Daniel W. Thatcher, 2010 Utah State Senate, District 12, August 2010 to November 2010
• Church Based community service
3. What personal experiences have you had with traditional public schools and/or with charter schools? (Please be as specific as possible.)
I grew up in Salt Lake City and attended public schools, Uintah Elementary and then Indian Hills Elementary School. I then graduated from Hillside Junior High School and Highland High School. I attended the University of Utah and graduated from what is now Salt Lake Community College. During High School I was involved with Track, Cross Country, choirs, assemblies, chess and table tennis. Since graduating, I have had limited opportunities to help students learn about architecture, including in the classroom and as a mentor for an IB student. I would be interested in being more involved. I have attended a few concerts to show support for children in my neighborhood. I have been frustrated that community councils are designed to include only parents, and other interested neighbors tend to be excluded.
4. Serious attempts to limit the rights of teachers and other public employees were proposed, but defeated, this year. What is your view on the rights for public employees regarding collective bargaining, payroll deduction of dues and other association issues?
I met with [Steve White] to discuss the union side on at least one bill. I believe that there needs to be balance, and in many cases the Utah Legislature should stay out of it, other than insure Utah remains a Right to Work State. I am in favor of secret ballots when deciding to be in or start a union. I don’t believe Government should prohibit or stop unions, including the right to collective bargaining. I never got a chance to vote on that bill. When deductions are from government or public employment, the system needs to be transparent and fair to both sides. One bill, 2012 SB 82, included not only clarifications to existing law, it included penalties to principals and districts. Even though I am supportive of associations having equal access, I personally ran an amendment to remove the penalties and when my amendment was replaced with something that still had some, the bill died in the house.
5. In 2007, Utah voters overwhelmingly rejected private school vouchers, would you continue to support this position while serving in the legislature?
I love the ideas of competition and parents’ choices, however, I have strong concerns with vouchers.
I have concerns that vouchers could be a tool for State Government, and perhaps even the Federal Government, to have more control over private schools. The Federal Government has no Constitutional power to be involved in education. The State Constitution is pretty clear that "Neither the state of Utah nor its political subdivisions may make any appropriation for the direct support of any school or educational institution controlled by any religious organization."

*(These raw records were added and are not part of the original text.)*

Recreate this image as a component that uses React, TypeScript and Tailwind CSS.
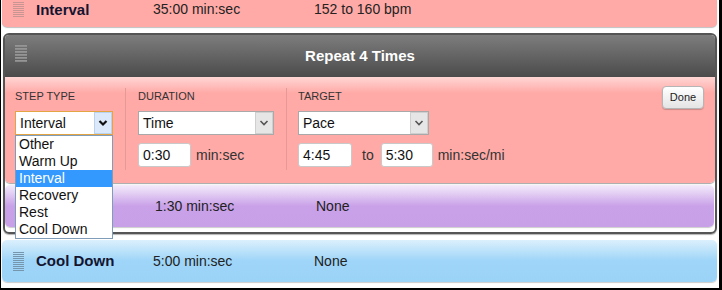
import React from "react";

function Handle({ lines, color, gap = 1, thick = 1, w = 11 }: { lines: number; color: string; gap?: number; thick?: number; w?: number }) {
  const h = lines * (thick + gap) - gap;
  return (
    <svg width={w} height={h} viewBox={`0 0 ${w} ${h}`} className="block shrink-0">
      {Array.from({ length: lines }).map((_, i) => (
        <rect key={i} x={0} y={i * (thick + gap)} width={w} height={thick} fill={color} />
      ))}
    </svg>
  );
}

function Chevron({ color, sw }: { color: string; sw: number }) {
  return (
    <svg width="10" height="8" viewBox="0 0 10 8" className="block">
      <polyline points="1.5,2 5,5.5 8.5,2" fill="none" stroke={color} strokeWidth={sw} />
    </svg>
  );
}

function Select({ value, width, focused }: { value: string; width: string; focused?: boolean }) {
  return (
    <div
      className={`${width} h-[24px] flex bg-white border ${focused ? "border-[#e3a443]" : "border-[#a9a9a9]"}`}
    >
      <div className="flex-1 flex items-center pl-[4px] text-[14px] text-[#111]">{value}</div>
      <div
        className={`w-[18px] flex items-center justify-center border ${
          focused ? "bg-[#dce9fa] border-[#b9d2ee]" : "bg-[#e6e6e6] border-[#cfcfcf]"
        }`}
      >
        <Chevron color={focused ? "#111" : "#555"} sw={focused ? 2.2 : 1.6} />
      </div>
    </div>
  );
}

function Input({ value, width }: { value: string; width: string }) {
  return (
    <div className={`${width} h-[24px] bg-white border border-[#c9c9c9] rounded-[3px] flex items-center pl-[4px] text-[14px] text-[#111]`}>
      {value}
    </div>
  );
}

export default function App() {
  return (
    <div className="w-[722px] h-[290px] box-border border-l-[1px] border-r-[3px] border-b-[2px] border-black bg-white overflow-hidden font-['Liberation_Sans',Arial,sans-serif] text-[#222]">
      <div className="pl-[1px] pr-[2px]">
        {/* top row */}
        <div className="h-[27px] bg-[#ffaaa7] rounded-b-[5px] shadow-[0_1px_1px_rgba(0,0,0,0.25)] flex items-start pl-[11px]">
          <div className="w-[23px] pt-[2px]">
            <Handle lines={8} color="#c99593" />
          </div>
          <div className="w-[117px] text-[15px] font-bold leading-[17px] pt-[1px] text-[#141430]">Interval</div>
          <div className="w-[161px] text-[14px] leading-[17px] pt-[1px] text-[#222]">35:00 min:sec</div>
          <div className="text-[14px] leading-[17px] pt-[1px] text-[#222]">152 to 160 bpm</div>
        </div>

        {/* repeat box */}
        <div className="mt-[6px] ml-[1px] border-2 border-[#555] rounded-[6px] overflow-visible shadow-[0_1px_1px_rgba(0,0,0,0.3)]">
          <div className="h-[42px] rounded-t-[4px] bg-[linear-gradient(to_bottom,#7d7d7d,#4b4b4b)] relative flex items-center justify-center">
            <div className="absolute left-[10px] top-[10px]">
              <Handle lines={6} color="#959595" gap={1.2} thick={1.8} w={12} />
            </div>
            <div className="text-white text-[15px] font-bold">Repeat 4 Times</div>
          </div>

          {/* edit panel */}
          <div className="h-[106px] bg-[linear-gradient(to_bottom,#ffd6d4_0px,#ffaaa7_16px)] rounded-b-[5px] shadow-[0_1px_1px_rgba(0,0,0,0.35)] flex items-start pl-[10px] pt-[11px] relative">
            <div className="w-[111px] h-[82px] border-r border-[#e59a98] relative">
              <div className="mt-[2px] text-[11px] leading-[13px] text-[#333]">STEP TYPE</div>
              <div className="mt-[8px] relative">
                <Select value="Interval" width="w-[98px]" focused />
                <div className="absolute left-0 top-full w-[98px] bg-white border border-[#7f9db9] z-10">
                  {["Other", "Warm Up", "Interval", "Recovery", "Rest", "Cool Down"].map((o) => (
                    <div
                      key={o}
                      className={`h-[17px] leading-[17px] pl-[3px] text-[14px] ${
                        o === "Interval" ? "bg-[#3399ff] text-white" : "text-[#111]"
                      }`}
                    >
                      {o}
                    </div>
                  ))}
                </div>
              </div>
            </div>

            <div className="w-[161px] h-[82px] border-r border-[#e59a98] pl-[12px]">
              <div className="mt-[2px] text-[11px] leading-[13px] text-[#333]">DURATION</div>
              <div className="mt-[8px]">
                <Select value="Time" width="w-[136px]" />
              </div>
              <div className="mt-[8px] flex items-center">
                <Input value="0:30" width="w-[53px]" />
                <span className="ml-[5px] text-[14px] text-[#333]">min:sec</span>
              </div>
            </div>

            <div className="pl-[11px]">
              <div className="mt-[2px] text-[11px] leading-[13px] text-[#333]">TARGET</div>
              <div className="mt-[8px]">
                <Select value="Pace" width="w-[131px]" />
              </div>
              <div className="mt-[8px] flex items-center">
                <Input value="4:45" width="w-[54px]" />
                <span className="ml-[10px] text-[14px] text-[#333]">to</span>
                <div className="ml-[7px]">
                  <Input value="5:30" width="w-[52px]" />
                </div>
                <span className="ml-[5px] text-[14px] text-[#333]">min:sec/mi</span>
              </div>
            </div>

            <div className="ml-auto mr-[11px] -mt-[2px]">
              <div className="w-[42px] h-[23px] rounded-[4px] border border-[#b5b5b5] bg-[linear-gradient(to_bottom,#ffffff,#e4e4e4)] shadow-[0_1px_1px_rgba(0,0,0,0.2)] flex items-center justify-center text-[11px] text-[#222]">
                Done
              </div>
            </div>
          </div>

          {/* recovery row (title hidden under the open list) */}
          <div className="mt-[2px] mb-[5px] mr-[1px] h-[42px] rounded-[5px] bg-[linear-gradient(to_bottom,#f4ecfb_0%,#c9a1e8_50%,#c8a0e8_100%)] shadow-[0_1px_1px_rgba(0,0,0,0.2)] flex items-center pl-[11px]">
            <div className="w-[23px]">
              <Handle lines={10} color="#9d80b8" />
            </div>
            <div className="w-[116px]" />
            <div className="w-[161px] text-[14px] text-[#222]">1:30 min:sec</div>
            <div className="text-[14px] text-[#222]">None</div>
          </div>
        </div>

        {/* cool down row */}
        <div className="mt-[6px] h-[42px] rounded-[5px] bg-[linear-gradient(to_bottom,#dcf0fd_0%,#9ed5f8_50%,#9bd3f7_100%)] shadow-[0_1px_1px_rgba(0,0,0,0.2)] flex items-center pl-[11px]">
          <div className="w-[23px]">
            <Handle lines={10} color="#7596ad" />
          </div>
          <div className="w-[117px] text-[15px] font-bold text-[#141430]">Cool Down</div>
          <div className="w-[161px] text-[14px] text-[#222]">5:00 min:sec</div>
          <div className="text-[14px] text-[#222]">None</div>
        </div>
      </div>
    </div>
  );
}
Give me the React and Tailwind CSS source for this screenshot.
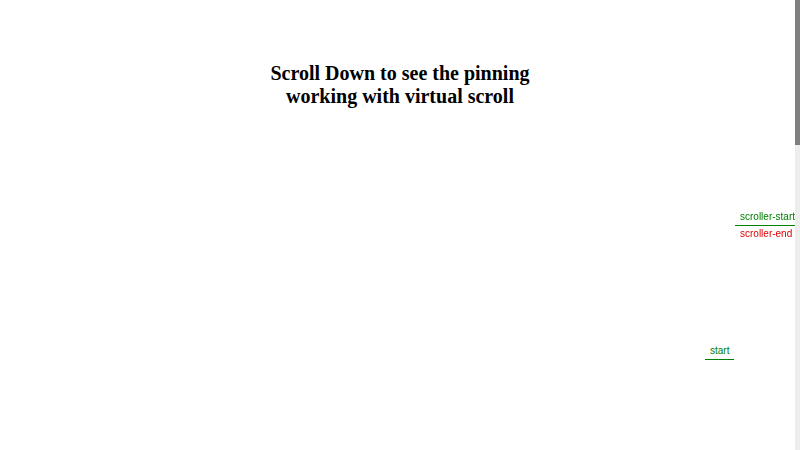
import React from 'react';

function Marker({ label, color, line = true, className = '' }) {
  return (
    <div
      className={`px-[5px] text-[10px] leading-[12px] whitespace-nowrap ${line ? 'border-b pt-[3px] pb-[2px]' : 'pt-[2px] pb-[3px]'} ${className}`}
      style={{ color, borderColor: color, fontFamily: '"Liberation Sans", Arial, sans-serif' }}
    >
      {label}
    </div>
  );
}

export default function App() {
  return (
    <div className="relative h-screen overflow-hidden bg-white">
      <div className="pt-[62px] text-center">
        <h1
          className="text-[20px] leading-[23px] font-bold text-black"
          style={{ fontFamily: '"Liberation Serif", "Times New Roman", serif' }}
        >
          Scroll Down to see the pinning
          <br />
          working with virtual scroll
        </h1>
      </div>

      {/* scroller markers, fixed to the viewport */}
      <div className="fixed right-0 top-[208px] flex flex-col items-start z-10">
        <Marker label="scroller-start" color="#008000" />
        <Marker label="scroller-end" color="#e00000" line={false} />
      </div>

      {/* trigger marker in the document */}
      <div className="absolute left-[705px] top-[342px]">
        <Marker label="start" color="#008000" />
      </div>

      {/* overlay scrollbar */}
      <div className="fixed right-0 top-0 h-screen w-[5px] bg-[#ededed] z-20">
        <div className="h-[145px] w-full bg-[#7f7f7f]" />
      </div>
    </div>
  );
}
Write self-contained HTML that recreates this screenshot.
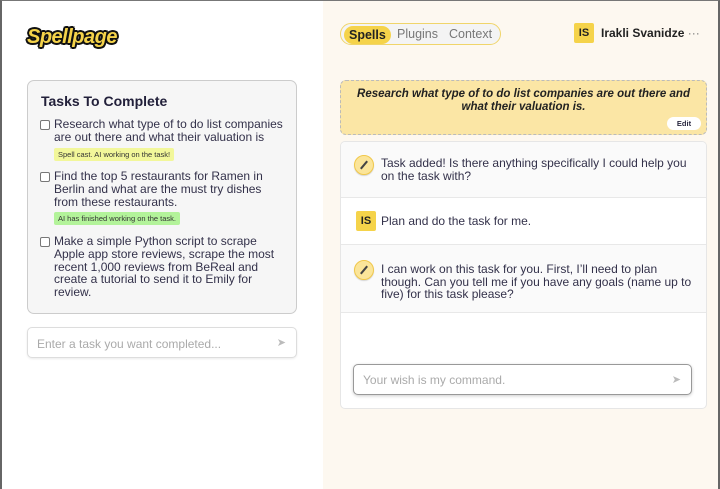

So vouchers couldn't and shouldn't directly help any private religious school, and any school accepting vouchers could have more government control, and any private school not accepting the vouchers could be at a disadvantage to those that do.
I haven't seen any voucher bills that solve these concerns. Until I do, I will oppose them.
I would be more open to private charity scholarships and/or tuition tax credits, as they are less apt to run a foul of the State Constitution or create more government intrusion. The numbers would have to be looked at and work, as the last thing we want to do is hurt either the students or the teachers.
Charter Schools are public schools with different local control. They interest me. In some cases they do very well, but sometimes they don't. We should monitor their progress.
We have a Utah Constitutional requirement to protect and provide public education.
Article X, Section 1. [Free nonsectarian schools.]
The Legislature shall provide for the establishment and maintenance of the state's education systems including: (a) a public education system, which shall be open to all children of the state; and (b) a higher education system. Both systems shall be free from sectarian control.
6. Substantive public education reform legislation was passed this year as the result of broad collaboration between legislators and the education community. What would you do or how would you continue that positive trend of collaboration?
I was impressed with 2012 SB 64. Senator Osmond worked hard on the bill working with all sides and I believe we need more bills like it. I also supported keeping both the Online and Electronic high school systems. I voted in favor of the HB 336 and then spoke in favor of an amendment to SB 178 that kept both systems.
7. Utah currently has the lowest funded Public Education System in the United States. What ideas do you have related to this challenge?
Utah invests $2.5 Billion for Public Education out of the $5 Billion of actual State funds, which scores near the top of the nation. Some have stated it is in the top 5. We have over 600,000 students and I have been grateful that the system does as well as it does. I have supported funding education, but to add large amounts we need other revenue and I do not believe we should raise taxes to get it. One of the reasons I ran 2012 HB 209, which if amended would have been titled “Utah Lands and School Trust Fund Amendments” would have solved a large and concerning loop hole in the payment of 5% for public lands to the school trust fund. 2012 HB 148 bill, Transfer of Public Lands Act and Related Study, which is likely to be signed and then challenged in court didn’t fully solve the current loophole in the 5% that should go to the School Trust Fund. In addition to revenue dealing with our public land issue, I believe we need to have better tools. I was one of 3 that amended and therefore saved passage of one of the two bills providing such tools. 2012 SB 97 was facing strong opposition in the House. One of the main concerns was student privacy. My amendment focused on that. The bill passed the house with over a 2/3 vote.
8. In a few short years many in the teaching ranks will be retiring, what should Utah do to attract new and retain existing highly qualified teachers? I believe several changes last year and this year will help. I am hopeful that 2012 SB 64 will help also help the perception of teachers. I am interested in the Paraeducator program, hoping we can attract some older teachers from the business community.
9. What do you see as the most pressing issues facing public education? Growth, safety, innovation.
I would like to see greater cooperation between “traditional” and charter schools in innovation, helping each other succeed instead of the perception of enemies.
10. What role do you support for the Utah Education Association and the teachers we represent as the state moves forward in advancing education?
Both sides of an issue should be known to make good decisions. Through cooperation, I believe UEA can continue to provide needed communication to parents, schools, districts, school boards, the legislature and the Governor.